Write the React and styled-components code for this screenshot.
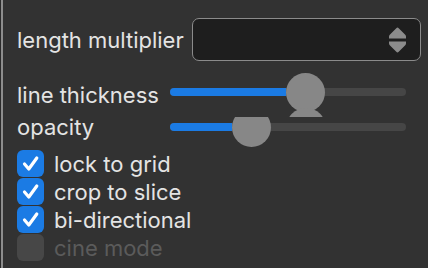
import React from 'react';
import styled, { createGlobalStyle } from 'styled-components';

const GlobalStyle = createGlobalStyle`
  html, body {
    margin: 0;
    padding: 0;
    background: #323232;
  }
  body {
    font-family: Inter, "Noto Sans", sans-serif;
    -webkit-font-smoothing: antialiased;
  }
`;

const Panel = styled.div`
  width: 428px;
  height: 268px;
  box-sizing: border-box;
  background: #323232;
  border-left: 1px solid #2a2a2a;
  box-shadow: inset 2px 0 0 #8d8d8d;
  padding: 18px 7px 0 16px;
  overflow: hidden;
  color: #e4e4e4;
`;

const Label = styled.span`
  font-size: 22px;
  line-height: 26px;
  white-space: nowrap;
  flex-shrink: 0;
  margin-top: ${(p) => p.$offset || 0}px;
  color: ${(p) => (p.$disabled ? '#5b5b5b' : '#e4e4e4')};
`;

const SelectRow = styled.div`
  display: flex;
  align-items: center;
  height: 43px;
`;

const SelectBox = styled.div`
  margin-left: auto;
  width: 229px;
  height: 43px;
  box-sizing: border-box;
  border: 1.5px solid #8b8b8b;
  border-radius: 7px;
  background: #1e1e1e;
  display: flex;
  align-items: center;
  justify-content: flex-end;
  padding-right: 14px;
`;

const SliderRow = styled.div`
  display: flex;
  align-items: flex-start;
  height: ${(p) => p.$height}px;
  margin-top: ${(p) => p.$gap || 0}px;
`;

const SliderArea = styled.div`
  position: relative;
  margin-left: auto;
  margin-right: 15px;
  width: 236px;
  height: 100%;
  overflow: hidden;
`;

const Track = styled.div`
  position: absolute;
  left: 0;
  right: 0;
  top: ${(p) => p.$top}px;
  height: 8px;
  border-radius: 4px;
  background: #464646;
  overflow: hidden;
`;

const TrackFill = styled.div`
  height: 100%;
  background: #1b7be4;
`;

const Thumb = styled.div`
  position: absolute;
  width: ${(p) => p.$size}px;
  height: ${(p) => p.$size}px;
  border-radius: 50%;
  background: #878787;
`;

const CheckList = styled.div`
  display: flex;
  flex-direction: column;
  gap: 1px;
  margin-top: 2px;
`;

const CheckRow = styled.label`
  display: flex;
  align-items: center;
  gap: 10px;
  height: 27px;
`;

const Box = styled.span`
  width: 27px;
  height: 27px;
  border-radius: 6px;
  flex-shrink: 0;
  display: flex;
  align-items: center;
  justify-content: center;
  background: ${(p) => (p.$disabled ? '#474747' : '#1b7be4')};
`;

const Stepper = () => (
  <svg width="17" height="26" viewBox="0 0 17 26">
    <path d="M7.3 1.2 Q8.5 0 9.7 1.2 L16 7.5 Q17 8.5 17 9.5 L17 11.5 L0 11.5 L0 9.5 Q0 8.5 1 7.5 Z" fill="#8b8b8b" />
    <path d="M7.3 24.8 Q8.5 26 9.7 24.8 L16 18.5 Q17 17.5 17 16.5 L17 14.5 L0 14.5 L0 16.5 Q0 17.5 1 18.5 Z" fill="#8b8b8b" />
  </svg>
);

const Check = () => (
  <svg width="27" height="27" viewBox="0 0 27 27">
    <path d="M7.5 14 L11.8 19 L19.8 8" fill="none" stroke="#fff" strokeWidth="3.2" strokeLinecap="round" strokeLinejoin="round" />
  </svg>
);

const Slider = ({ value, trackTop, thumbTop, ghostTop }) => (
  <SliderArea>
    <Track $top={trackTop}>
      <TrackFill style={{ width: value }} />
    </Track>
    <Thumb $size={39} style={{ left: value, top: thumbTop }} />
    {ghostTop !== undefined && <Thumb $size={40} style={{ left: value, top: ghostTop }} />}
  </SliderArea>
);

const options = [
  { label: 'lock to grid', checked: true },
  { label: 'crop to slice', checked: true },
  { label: 'bi-directional', checked: true },
  { label: 'cine mode', disabled: true },
];

export default function App() {
  return (
    <>
      <GlobalStyle />
      <Panel>
        <SelectRow>
          <Label>length multiplier</Label>
          <SelectBox>
            <Stepper />
          </SelectBox>
        </SelectRow>

        <SliderRow $height={44} $gap={12}>
          <Label $offset={9}>line thickness</Label>
          <Slider value={116} trackTop={15} thumbTop={-0.5} ghostTop={34.5} />
        </SliderRow>

        <SliderRow $height={31}>
          <Label $offset={-3.5}>opacity</Label>
          <Slider value={62} trackTop={6} thumbTop={-9} />
        </SliderRow>

        <CheckList>
          {options.map((o) => (
            <CheckRow key={o.label}>
              <Box $disabled={o.disabled}>{o.checked && <Check />}</Box>
              <Label $disabled={o.disabled}>{o.label}</Label>
            </CheckRow>
          ))}
        </CheckList>
      </Panel>
    </>
  );
}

+===+

Goal of the exercise
Images in the data above are to be skipped. Retype all other material exactly.

Correct response
Write the React and styled-components code for this screenshot.
import React from 'react';
import styled, { createGlobalStyle } from 'styled-components';

const GlobalStyle = createGlobalStyle`
  html, body {
    margin: 0;
    padding: 0;
    background: #323232;
  }
  body {
    font-family: Inter, "Noto Sans", sans-serif;
    -webkit-font-smoothing: antialiased;
  }
`;

const Panel = styled.div`
  width: 428px;
  height: 268px;
  box-sizing: border-box;
  background: #323232;
  border-left: 1px solid #2a2a2a;
  box-shadow: inset 2px 0 0 #8d8d8d;
  padding: 18px 7px 0 16px;
  overflow: hidden;
  color: #e4e4e4;
`;

const Label = styled.span`
  font-size: 22px;
  line-height: 26px;
  white-space: nowrap;
  flex-shrink: 0;
  margin-top: ${(p) => p.$offset || 0}px;
  color: ${(p) => (p.$disabled ? '#5b5b5b' : '#e4e4e4')};
`;

const SelectRow = styled.div`
  display: flex;
  align-items: center;
  height: 43px;
`;

const SelectBox = styled.div`
  margin-left: auto;
  width: 229px;
  height: 43px;
  box-sizing: border-box;
  border: 1.5px solid #8b8b8b;
  border-radius: 7px;
  background: #1e1e1e;
  display: flex;
  align-items: center;
  justify-content: flex-end;
  padding-right: 14px;
`;

const SliderRow = styled.div`
  display: flex;
  align-items: flex-start;
  height: ${(p) => p.$height}px;
  margin-top: ${(p) => p.$gap || 0}px;
`;

const SliderArea = styled.div`
  position: relative;
  margin-left: auto;
  margin-right: 15px;
  width: 236px;
  height: 100%;
  overflow: hidden;
`;

const Track = styled.div`
  position: absolute;
  left: 0;
  right: 0;
  top: ${(p) => p.$top}px;
  height: 8px;
  border-radius: 4px;
  background: #464646;
  overflow: hidden;
`;

const TrackFill = styled.div`
  height: 100%;
  background: #1b7be4;
`;

const Thumb = styled.div`
  position: absolute;
  width: ${(p) => p.$size}px;
  height: ${(p) => p.$size}px;
  border-radius: 50%;
  background: #878787;
`;

const CheckList = styled.div`
  display: flex;
  flex-direction: column;
  gap: 1px;
  margin-top: 2px;
`;

const CheckRow = styled.label`
  display: flex;
  align-items: center;
  gap: 10px;
  height: 27px;
`;

const Box = styled.span`
  width: 27px;
  height: 27px;
  border-radius: 6px;
  flex-shrink: 0;
  display: flex;
  align-items: center;
  justify-content: center;
  background: ${(p) => (p.$disabled ? '#474747' : '#1b7be4')};
`;

const Stepper = () => (
  <svg width="17" height="26" viewBox="0 0 17 26">
    <path d="M7.3 1.2 Q8.5 0 9.7 1.2 L16 7.5 Q17 8.5 17 9.5 L17 11.5 L0 11.5 L0 9.5 Q0 8.5 1 7.5 Z" fill="#8b8b8b" />
    <path d="M7.3 24.8 Q8.5 26 9.7 24.8 L16 18.5 Q17 17.5 17 16.5 L17 14.5 L0 14.5 L0 16.5 Q0 17.5 1 18.5 Z" fill="#8b8b8b" />
  </svg>
);

const Check = () => (
  <svg width="27" height="27" viewBox="0 0 27 27">
    <path d="M7.5 14 L11.8 19 L19.8 8" fill="none" stroke="#fff" strokeWidth="3.2" strokeLinecap="round" strokeLinejoin="round" />
  </svg>
);

const Slider = ({ value, trackTop, thumbTop, ghostTop }) => (
  <SliderArea>
    <Track $top={trackTop}>
      <TrackFill style={{ width: value }} />
    </Track>
    <Thumb $size={39} style={{ left: value, top: thumbTop }} />
    {ghostTop !== undefined && <Thumb $size={40} style={{ left: value, top: ghostTop }} />}
  </SliderArea>
);

const options = [
  { label: 'lock to grid', checked: true },
  { label: 'crop to slice', checked: true },
  { label: 'bi-directional', checked: true },
  { label: 'cine mode', disabled: true },
];

export default function App() {
  return (
    <>
      <GlobalStyle />
      <Panel>
        <SelectRow>
          <Label>length multiplier</Label>
          <SelectBox>
            <Stepper />
          </SelectBox>
        </SelectRow>

        <SliderRow $height={44} $gap={12}>
          <Label $offset={9}>line thickness</Label>
          <Slider value={116} trackTop={15} thumbTop={-0.5} ghostTop={34.5} />
        </SliderRow>

        <SliderRow $height={31}>
          <Label $offset={-3.5}>opacity</Label>
          <Slider value={62} trackTop={6} thumbTop={-9} />
        </SliderRow>

        <CheckList>
          {options.map((o) => (
            <CheckRow key={o.label}>
              <Box $disabled={o.disabled}>{o.checked && <Check />}</Box>
              <Label $disabled={o.disabled}>{o.label}</Label>
            </CheckRow>
          ))}
        </CheckList>
      </Panel>
    </>
  );
}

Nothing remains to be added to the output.